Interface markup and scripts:

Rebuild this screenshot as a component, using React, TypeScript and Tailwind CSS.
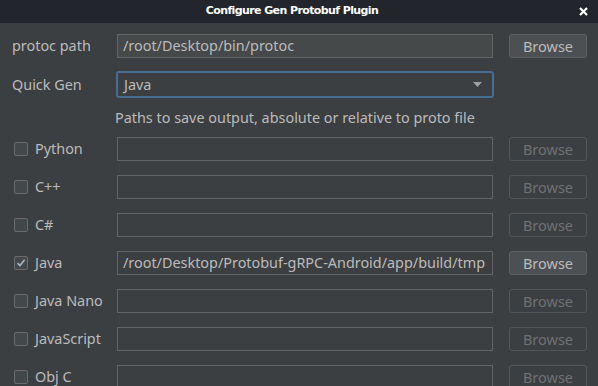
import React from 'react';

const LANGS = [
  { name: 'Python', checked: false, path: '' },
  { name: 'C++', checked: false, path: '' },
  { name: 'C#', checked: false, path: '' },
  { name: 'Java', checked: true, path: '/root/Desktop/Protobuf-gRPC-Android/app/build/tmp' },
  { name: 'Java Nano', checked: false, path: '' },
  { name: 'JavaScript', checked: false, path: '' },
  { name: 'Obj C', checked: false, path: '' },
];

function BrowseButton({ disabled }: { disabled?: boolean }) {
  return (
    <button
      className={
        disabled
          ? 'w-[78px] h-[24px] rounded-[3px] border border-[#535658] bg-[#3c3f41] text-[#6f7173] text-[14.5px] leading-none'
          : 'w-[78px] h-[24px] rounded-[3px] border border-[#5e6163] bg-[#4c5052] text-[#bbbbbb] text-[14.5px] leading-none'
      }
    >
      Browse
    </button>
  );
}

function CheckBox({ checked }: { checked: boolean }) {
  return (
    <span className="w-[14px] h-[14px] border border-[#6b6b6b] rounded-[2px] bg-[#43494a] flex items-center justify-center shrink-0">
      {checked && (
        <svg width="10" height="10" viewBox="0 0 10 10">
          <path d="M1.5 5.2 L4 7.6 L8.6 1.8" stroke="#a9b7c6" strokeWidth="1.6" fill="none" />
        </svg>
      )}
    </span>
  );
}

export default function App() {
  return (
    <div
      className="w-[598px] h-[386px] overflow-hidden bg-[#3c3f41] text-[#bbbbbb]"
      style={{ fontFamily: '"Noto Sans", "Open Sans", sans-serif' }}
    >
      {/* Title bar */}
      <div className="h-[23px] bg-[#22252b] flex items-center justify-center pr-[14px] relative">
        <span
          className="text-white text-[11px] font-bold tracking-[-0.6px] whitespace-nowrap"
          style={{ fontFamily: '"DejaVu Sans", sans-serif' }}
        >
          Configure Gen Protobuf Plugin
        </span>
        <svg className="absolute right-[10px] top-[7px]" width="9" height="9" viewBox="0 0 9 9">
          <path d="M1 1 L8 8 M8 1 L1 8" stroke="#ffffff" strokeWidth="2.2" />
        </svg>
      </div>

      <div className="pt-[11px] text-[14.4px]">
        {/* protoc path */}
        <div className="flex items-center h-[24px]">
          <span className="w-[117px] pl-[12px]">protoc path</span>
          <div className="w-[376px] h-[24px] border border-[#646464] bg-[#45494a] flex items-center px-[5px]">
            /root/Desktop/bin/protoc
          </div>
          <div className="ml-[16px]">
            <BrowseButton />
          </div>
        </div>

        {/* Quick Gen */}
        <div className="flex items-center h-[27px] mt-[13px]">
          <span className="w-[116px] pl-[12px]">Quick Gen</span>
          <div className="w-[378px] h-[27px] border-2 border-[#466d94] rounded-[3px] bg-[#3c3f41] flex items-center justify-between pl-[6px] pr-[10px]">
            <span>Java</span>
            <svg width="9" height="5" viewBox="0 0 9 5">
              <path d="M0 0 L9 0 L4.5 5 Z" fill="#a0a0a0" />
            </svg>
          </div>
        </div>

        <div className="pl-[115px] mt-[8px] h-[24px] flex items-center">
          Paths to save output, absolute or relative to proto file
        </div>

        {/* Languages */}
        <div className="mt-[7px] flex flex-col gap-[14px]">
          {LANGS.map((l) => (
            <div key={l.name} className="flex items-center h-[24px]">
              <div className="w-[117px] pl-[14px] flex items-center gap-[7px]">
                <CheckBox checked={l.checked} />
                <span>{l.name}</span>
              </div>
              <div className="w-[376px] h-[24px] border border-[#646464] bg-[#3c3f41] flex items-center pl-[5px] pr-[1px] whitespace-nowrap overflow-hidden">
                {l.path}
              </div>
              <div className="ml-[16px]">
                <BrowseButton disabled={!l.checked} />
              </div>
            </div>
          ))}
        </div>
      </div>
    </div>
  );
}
==
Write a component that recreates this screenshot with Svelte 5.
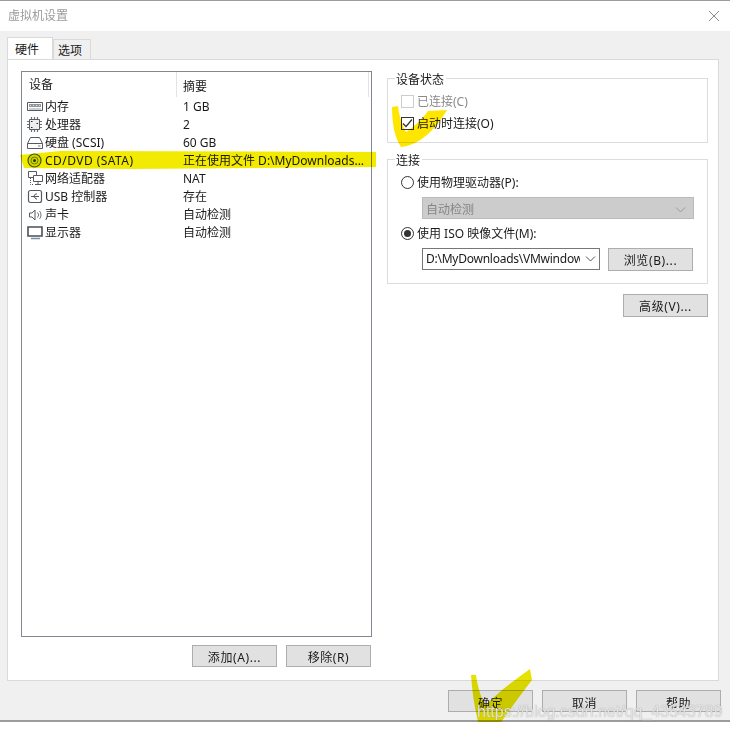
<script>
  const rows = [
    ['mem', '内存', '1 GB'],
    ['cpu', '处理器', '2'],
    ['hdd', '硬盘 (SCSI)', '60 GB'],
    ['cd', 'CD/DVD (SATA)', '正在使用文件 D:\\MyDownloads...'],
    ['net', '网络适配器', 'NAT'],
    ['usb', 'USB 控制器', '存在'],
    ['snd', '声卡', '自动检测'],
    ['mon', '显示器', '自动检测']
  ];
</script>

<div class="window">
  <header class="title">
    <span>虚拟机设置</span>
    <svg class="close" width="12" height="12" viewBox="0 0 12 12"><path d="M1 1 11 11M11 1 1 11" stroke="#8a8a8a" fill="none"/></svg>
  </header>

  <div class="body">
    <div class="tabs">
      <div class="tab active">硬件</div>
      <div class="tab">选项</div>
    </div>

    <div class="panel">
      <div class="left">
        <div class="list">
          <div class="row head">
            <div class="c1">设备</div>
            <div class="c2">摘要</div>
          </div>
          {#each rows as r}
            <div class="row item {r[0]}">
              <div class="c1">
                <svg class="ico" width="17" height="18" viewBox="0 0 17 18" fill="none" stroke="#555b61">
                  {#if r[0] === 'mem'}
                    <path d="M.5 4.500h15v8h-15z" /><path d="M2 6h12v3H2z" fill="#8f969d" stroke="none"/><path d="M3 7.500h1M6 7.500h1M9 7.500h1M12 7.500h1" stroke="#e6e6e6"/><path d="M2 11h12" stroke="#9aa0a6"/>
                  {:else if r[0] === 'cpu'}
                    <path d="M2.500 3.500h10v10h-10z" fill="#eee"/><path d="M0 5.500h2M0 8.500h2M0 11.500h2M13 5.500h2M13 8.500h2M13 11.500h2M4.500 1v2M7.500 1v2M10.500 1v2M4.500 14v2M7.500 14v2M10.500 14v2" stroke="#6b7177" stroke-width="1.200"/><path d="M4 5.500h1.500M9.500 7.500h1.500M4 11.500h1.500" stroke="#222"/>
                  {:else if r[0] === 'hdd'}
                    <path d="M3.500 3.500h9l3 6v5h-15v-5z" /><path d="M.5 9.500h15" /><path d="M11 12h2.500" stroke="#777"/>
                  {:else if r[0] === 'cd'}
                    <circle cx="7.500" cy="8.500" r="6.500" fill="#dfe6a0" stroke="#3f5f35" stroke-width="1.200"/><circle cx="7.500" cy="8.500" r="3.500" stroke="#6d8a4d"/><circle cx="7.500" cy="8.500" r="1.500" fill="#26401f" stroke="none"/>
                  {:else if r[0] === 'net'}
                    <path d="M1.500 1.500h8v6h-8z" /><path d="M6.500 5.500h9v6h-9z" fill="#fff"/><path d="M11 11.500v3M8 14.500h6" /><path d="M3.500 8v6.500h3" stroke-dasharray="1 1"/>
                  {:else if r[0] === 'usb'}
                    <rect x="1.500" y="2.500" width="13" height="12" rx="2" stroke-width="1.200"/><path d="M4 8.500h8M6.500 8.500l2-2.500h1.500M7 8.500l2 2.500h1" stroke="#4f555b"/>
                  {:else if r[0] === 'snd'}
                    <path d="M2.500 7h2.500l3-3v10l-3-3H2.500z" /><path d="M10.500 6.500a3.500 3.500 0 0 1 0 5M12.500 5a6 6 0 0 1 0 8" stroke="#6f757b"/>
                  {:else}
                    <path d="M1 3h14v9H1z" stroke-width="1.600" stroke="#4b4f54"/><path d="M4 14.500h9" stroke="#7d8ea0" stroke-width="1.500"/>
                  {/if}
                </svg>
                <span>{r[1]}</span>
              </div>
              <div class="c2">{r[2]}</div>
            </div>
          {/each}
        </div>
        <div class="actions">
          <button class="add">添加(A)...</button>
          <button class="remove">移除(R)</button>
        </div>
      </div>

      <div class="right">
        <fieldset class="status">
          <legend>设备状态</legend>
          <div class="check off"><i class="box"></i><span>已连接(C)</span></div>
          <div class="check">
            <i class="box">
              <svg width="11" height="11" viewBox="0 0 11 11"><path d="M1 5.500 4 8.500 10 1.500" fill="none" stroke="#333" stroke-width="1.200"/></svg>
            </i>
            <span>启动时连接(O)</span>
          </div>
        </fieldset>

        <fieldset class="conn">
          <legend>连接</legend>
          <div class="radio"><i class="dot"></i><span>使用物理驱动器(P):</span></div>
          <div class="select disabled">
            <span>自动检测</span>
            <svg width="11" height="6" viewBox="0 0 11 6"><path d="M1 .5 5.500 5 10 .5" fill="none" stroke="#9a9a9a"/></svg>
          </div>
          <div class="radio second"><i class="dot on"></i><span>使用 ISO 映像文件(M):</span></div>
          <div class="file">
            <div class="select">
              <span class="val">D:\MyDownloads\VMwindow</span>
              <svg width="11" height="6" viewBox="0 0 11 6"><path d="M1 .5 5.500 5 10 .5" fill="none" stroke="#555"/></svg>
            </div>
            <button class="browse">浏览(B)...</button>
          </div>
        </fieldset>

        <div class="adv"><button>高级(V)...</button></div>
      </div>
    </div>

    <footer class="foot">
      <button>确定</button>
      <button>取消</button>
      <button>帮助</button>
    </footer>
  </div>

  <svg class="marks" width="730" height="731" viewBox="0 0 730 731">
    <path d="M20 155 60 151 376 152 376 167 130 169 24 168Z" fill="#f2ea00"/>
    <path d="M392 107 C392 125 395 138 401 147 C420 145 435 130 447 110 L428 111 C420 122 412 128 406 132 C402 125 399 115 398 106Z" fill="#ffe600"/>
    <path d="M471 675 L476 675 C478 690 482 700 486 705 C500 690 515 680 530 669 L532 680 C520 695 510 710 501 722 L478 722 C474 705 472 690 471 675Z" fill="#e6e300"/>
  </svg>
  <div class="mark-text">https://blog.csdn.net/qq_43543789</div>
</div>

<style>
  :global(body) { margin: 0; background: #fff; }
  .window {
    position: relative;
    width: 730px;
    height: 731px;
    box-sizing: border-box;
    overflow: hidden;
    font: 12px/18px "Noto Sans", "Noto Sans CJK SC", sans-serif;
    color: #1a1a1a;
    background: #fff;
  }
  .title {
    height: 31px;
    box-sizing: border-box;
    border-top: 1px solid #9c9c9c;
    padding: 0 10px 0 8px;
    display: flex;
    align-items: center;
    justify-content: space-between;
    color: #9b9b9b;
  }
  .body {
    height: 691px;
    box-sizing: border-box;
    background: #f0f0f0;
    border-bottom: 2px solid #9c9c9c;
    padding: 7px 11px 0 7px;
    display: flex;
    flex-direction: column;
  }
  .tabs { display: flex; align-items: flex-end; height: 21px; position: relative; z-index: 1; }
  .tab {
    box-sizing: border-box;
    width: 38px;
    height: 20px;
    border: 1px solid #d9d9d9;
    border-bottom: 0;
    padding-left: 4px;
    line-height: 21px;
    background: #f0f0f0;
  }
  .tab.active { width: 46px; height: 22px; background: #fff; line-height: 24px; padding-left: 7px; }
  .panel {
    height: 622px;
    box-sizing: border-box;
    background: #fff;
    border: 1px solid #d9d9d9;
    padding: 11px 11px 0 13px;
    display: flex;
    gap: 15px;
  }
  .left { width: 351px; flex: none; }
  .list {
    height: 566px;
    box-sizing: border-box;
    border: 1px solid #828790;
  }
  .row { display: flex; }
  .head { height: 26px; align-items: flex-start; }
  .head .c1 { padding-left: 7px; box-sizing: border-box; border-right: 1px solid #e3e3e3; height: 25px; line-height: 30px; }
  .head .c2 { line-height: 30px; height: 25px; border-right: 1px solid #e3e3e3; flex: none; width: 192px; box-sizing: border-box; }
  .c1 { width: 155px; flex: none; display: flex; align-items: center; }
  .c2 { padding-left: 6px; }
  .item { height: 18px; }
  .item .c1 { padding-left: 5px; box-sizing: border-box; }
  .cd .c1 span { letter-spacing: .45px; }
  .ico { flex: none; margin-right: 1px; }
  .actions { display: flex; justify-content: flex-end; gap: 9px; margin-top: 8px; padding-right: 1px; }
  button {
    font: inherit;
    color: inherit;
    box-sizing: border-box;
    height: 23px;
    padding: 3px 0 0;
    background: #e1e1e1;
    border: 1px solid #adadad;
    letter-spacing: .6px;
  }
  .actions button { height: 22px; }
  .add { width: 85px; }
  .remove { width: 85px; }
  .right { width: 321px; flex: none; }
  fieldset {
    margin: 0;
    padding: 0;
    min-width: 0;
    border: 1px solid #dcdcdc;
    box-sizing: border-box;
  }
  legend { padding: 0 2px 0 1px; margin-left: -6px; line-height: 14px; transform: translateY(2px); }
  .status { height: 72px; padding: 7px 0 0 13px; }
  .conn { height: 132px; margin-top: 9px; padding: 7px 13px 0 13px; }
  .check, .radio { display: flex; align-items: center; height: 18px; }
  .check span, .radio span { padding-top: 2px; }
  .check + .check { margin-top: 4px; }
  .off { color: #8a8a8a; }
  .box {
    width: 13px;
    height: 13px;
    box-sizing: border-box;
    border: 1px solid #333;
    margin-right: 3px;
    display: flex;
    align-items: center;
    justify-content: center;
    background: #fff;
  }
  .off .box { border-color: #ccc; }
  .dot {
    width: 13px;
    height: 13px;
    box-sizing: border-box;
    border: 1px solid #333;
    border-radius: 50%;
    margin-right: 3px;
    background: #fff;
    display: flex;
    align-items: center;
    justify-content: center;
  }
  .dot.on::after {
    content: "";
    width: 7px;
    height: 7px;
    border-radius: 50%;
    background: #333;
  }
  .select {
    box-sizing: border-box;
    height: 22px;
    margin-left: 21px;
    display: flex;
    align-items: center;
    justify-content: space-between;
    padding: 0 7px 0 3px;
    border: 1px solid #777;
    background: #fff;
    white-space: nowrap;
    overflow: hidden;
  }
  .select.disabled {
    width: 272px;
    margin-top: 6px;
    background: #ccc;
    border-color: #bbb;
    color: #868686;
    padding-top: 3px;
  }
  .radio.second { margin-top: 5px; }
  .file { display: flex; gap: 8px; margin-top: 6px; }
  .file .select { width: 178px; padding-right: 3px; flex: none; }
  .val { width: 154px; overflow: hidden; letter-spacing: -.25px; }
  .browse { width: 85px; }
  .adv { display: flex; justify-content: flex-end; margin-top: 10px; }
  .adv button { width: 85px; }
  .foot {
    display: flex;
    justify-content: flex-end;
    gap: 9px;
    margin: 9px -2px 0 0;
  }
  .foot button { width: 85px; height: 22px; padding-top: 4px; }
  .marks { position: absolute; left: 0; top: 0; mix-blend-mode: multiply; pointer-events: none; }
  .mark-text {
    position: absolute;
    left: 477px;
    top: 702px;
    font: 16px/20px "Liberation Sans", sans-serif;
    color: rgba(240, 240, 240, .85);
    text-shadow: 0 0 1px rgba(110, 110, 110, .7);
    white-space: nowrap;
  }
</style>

Challenge: Above are some records. Reproduce the lines from the one with "Rebuild this screenshot" down to the one with "import React from 'react';", keeping both, and leave every picture out.

Result of this exercise:
Rebuild this screenshot as a component, using React, TypeScript and Tailwind CSS.
import React from 'react';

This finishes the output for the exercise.